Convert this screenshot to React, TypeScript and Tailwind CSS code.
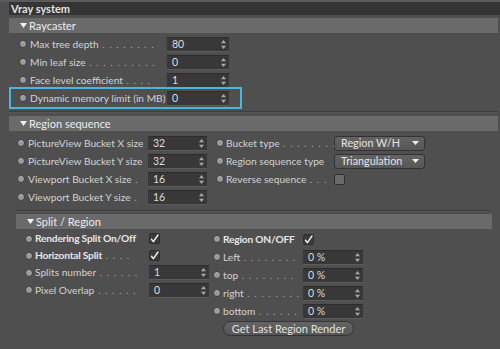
import React from "react";

const Radio = () => (
  <span className="w-[8px] h-[8px] shrink-0 rounded-full bg-[#9a9a9a] border border-[#3c3c3c] shadow-[inset_0_1px_0_rgba(255,255,255,0.35)]" />
);

const Spin = () => (
  <svg width="5" height="9" viewBox="0 0 5 9" className="shrink-0">
    <path d="M2.5 0 L5 3.3 L0 3.3 Z" fill="#a8a8a8" />
    <path d="M2.5 9 L5 5.7 L0 5.7 Z" fill="#a8a8a8" />
  </svg>
);

const NumInput = ({ value, w }: { value: string; w: string }) => (
  <div className={`${w} h-[15px] shrink-0 flex items-center justify-between pl-[5px] pr-[3px] bg-[#383838] border-t border-[#2c2c2c] border-b border-b-[#5c5c5c] text-[#dcdcdc] text-[10.5px]`}>
    <span>{value}</span>
    <Spin />
  </div>
);

const Check = ({ on, light }: { on?: boolean; light?: boolean }) => (
  <div
    className={`w-[11px] h-[11px] shrink-0 rounded-[2px] border border-[#2e2e2e] flex items-center justify-center ${
      light ? "bg-[#6a6a6a]" : "bg-[#3a3a3a]"
    }`}
  >
    {on && (
      <svg width="9" height="9" viewBox="0 0 9 9">
        <path d="M1.5 5.2 L3.4 7.6 L8 1" stroke="#f2f2f2" strokeWidth="1.4" fill="none" strokeLinecap="round" />
      </svg>
    )}
  </div>
);

const Dropdown = ({ value }: { value: string }) => (
  <div className="w-[91px] h-[15px] shrink-0 flex items-center justify-between pl-[6px] pr-[5px] rounded-[3px] bg-gradient-to-b from-[#636363] to-[#575757] border border-[#333333] text-[#e4e4e4] text-[10.8px]">
    <span>{value}</span>
    <svg width="7" height="4" viewBox="0 0 7 4">
      <path d="M0 0 L7 0 L3.5 4 Z" fill="#eeeeee" />
    </svg>
  </div>
);

// label followed by leader dots, as many as the reference shows room for
const Label = ({ text, w, gap, bold, dots = 0 }: { text: string; w: string; gap: string; bold?: boolean; dots?: number }) => (
  <div className={`${w} ${gap} shrink-0 flex whitespace-nowrap`}>
    <span className={bold ? "font-bold text-[#e6e6e6] tracking-[-0.2px]" : ""}>{text}</span>
    {dots > 0 && <span className="text-[#a5a5a5] tracking-[1px] whitespace-pre">{" .".repeat(dots)}</span>}
  </div>
);

const Header = ({ title, cls }: { title: string; cls: string }) => (
  <div className={`${cls} h-[15px] flex items-center bg-[#6a6a6a] text-[#ececec] text-[11px]`}>
    <svg width="7" height="5" viewBox="0 0 7 5" className="mr-[2px]">
      <path d="M0 0 L7 0 L3.5 5 Z" fill="#f0f0f0" />
    </svg>
    {title}
  </div>
);

export default function App() {
  const raycaster: [string, string, number][] = [
    ["Max tree depth", "80", 8],
    ["Min leaf size", "0", 10],
    ["Face level coefficient", "1", 4],
  ];
  const bucket: [string, string, number][] = [
    ["PictureView Bucket X size", "32", 0],
    ["PictureView Bucket Y size", "32", 0],
    ["Viewport Bucket X size", "16", 1],
    ["Viewport Bucket Y size", "16", 1],
  ];
  const region: [string, number][] = [
    ["Left", 8],
    ["top", 8],
    ["right", 8],
    ["bottom", 6],
  ];

  return (
    <div className="w-[500px] h-[349px] overflow-hidden bg-[#4f4f4f] text-[#d2d2d2] text-[10.2px] leading-none font-['Lato','Liberation_Sans',sans-serif]">
      <div className="h-[2px] bg-[#5b5b5b]" />
      <div className="ml-[9px] h-[13px] bg-[#353535] flex items-center pl-[2px] font-bold text-[#e2e2e2] text-[11px]">
        Vray system
      </div>
      <div className="h-[3px]" />
      <Header title="Raycaster" cls="ml-[9px] mr-[2px] pl-[11px]" />

      {/* Raycaster */}
      <div className="pt-[2px] flex flex-col">
        {raycaster.map(([l, v, d]) => (
          <div key={l} className="ml-[11px] w-[229px] h-[18px] flex items-center pl-[8px]">
            <Radio />
            <Label text={l} w="w-[137px]" gap="ml-[3px]" dots={d} />
            <NumInput value={v} w="w-[62px]" />
          </div>
        ))}
        <div className="ml-[11px] w-[229px] h-[18px] flex items-center pl-[8px] ring-2 ring-[#47b8dc]">
          <Radio />
          <Label text="Dynamic memory limit (in MB)" w="w-[137px]" gap="ml-[3px]" />
          <NumInput value="0" w="w-[62px]" />
        </div>
      </div>

      <div className="mt-[4px] ml-[9px] mr-[3px] h-[1px] bg-[#3c3c3c]" />
      <div className="ml-[9px] mr-[3px] h-[1px] bg-[#575757]" />
      <div className="h-[3px]" />
      <Header title="Region sequence" cls="ml-[9px] mr-[2px] pl-[11px]" />

      {/* Region sequence */}
      <div className="pt-[3px] flex">
        <div className="ml-[11px] w-[200px] flex flex-col">
          {bucket.map(([l, v, d]) => (
            <div key={l} className="h-[18px] flex items-center pl-[6px]">
              <Radio />
              <Label text={l} w="w-[120px]" gap="ml-[3px]" dots={d} />
              <NumInput value={v} w="w-[59px]" />
            </div>
          ))}
        </div>
        <div className="flex flex-col">
          <div className="h-[18px] flex items-center pl-[5px]">
            <Radio />
            <Label text="Bucket type" w="w-[108px]" gap="ml-[2px]" dots={8} />
            <Dropdown value="Region W/H" />
          </div>
          <div className="h-[18px] flex items-center pl-[5px]">
            <Radio />
            <Label text="Region sequence type" w="w-[108px]" gap="ml-[2px]" />
            <Dropdown value="Triangulation" />
          </div>
          <div className="h-[18px] flex items-center pl-[5px]">
            <Radio />
            <Label text="Reverse sequence" w="w-[108px]" gap="ml-[2px]" dots={3} />
            <Check light />
          </div>
        </div>
      </div>

      <div className="mt-[4px] ml-[16px] mr-[10px] h-[1px] bg-[#3c3c3c]" />
      <div className="ml-[16px] mr-[10px] h-[1px] bg-[#575757]" />
      <div className="h-[2px]" />
      <Header title="Split / Region" cls="ml-[16px] mr-[8px] pl-[11px]" />

      {/* Split / Region */}
      <div className="pt-[1px] flex">
        <div className="ml-[16px] w-[193px] flex flex-col">
          <div className="h-[17px] flex items-center pl-[9px]">
            <Radio />
            <Label text="Rendering Split On/Off" w="w-[114px]" gap="ml-[2px]" bold />
            <Check on />
          </div>
          <div className="h-[17px] flex items-center pl-[9px]">
            <Radio />
            <Label text="Horizontal Split" w="w-[114px]" gap="ml-[2px]" bold dots={4} />
            <Check on />
          </div>
          <div className="h-[17px] flex items-center pl-[9px]">
            <Radio />
            <Label text="Splits number" w="w-[114px]" gap="ml-[2px]" dots={6} />
            <NumInput value="1" w="w-[60px]" />
          </div>
          <div className="h-[18px] flex items-center pl-[9px]">
            <Radio />
            <Label text="Pixel Overlap" w="w-[114px]" gap="ml-[2px]" dots={6} />
            <NumInput value="0" w="w-[60px]" />
          </div>
        </div>
        <div className="flex flex-col">
          <div className="h-[18px] flex items-center pl-[4px]">
            <Radio />
            <Label text="Region ON/OFF" w="w-[80px]" gap="ml-[2px]" bold />
            <Check on />
          </div>
          {region.map(([l, d]) => (
            <div key={l} className="h-[18px] flex items-center pl-[4px]">
              <Radio />
              <Label text={l} w="w-[80px]" gap="ml-[2px]" dots={d} />
              <NumInput value="0 %" w="w-[60px]" />
            </div>
          ))}
          <div className="mt-[1px] ml-[14px] w-[131px] h-[15px] rounded-full bg-gradient-to-b from-[#646464] to-[#565656] border border-[#343434] flex items-center justify-center text-[#e2e2e2] text-[11px]">
            Get Last Region Render
          </div>
        </div>
      </div>
    </div>
  );
}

= = = =

- **WRITTEN EXERCISE**
Return all lines containing "React".

- **RESPONSE TO THE TASK**
Convert this screenshot to React, TypeScript and Tailwind CSS code.
import React from "react";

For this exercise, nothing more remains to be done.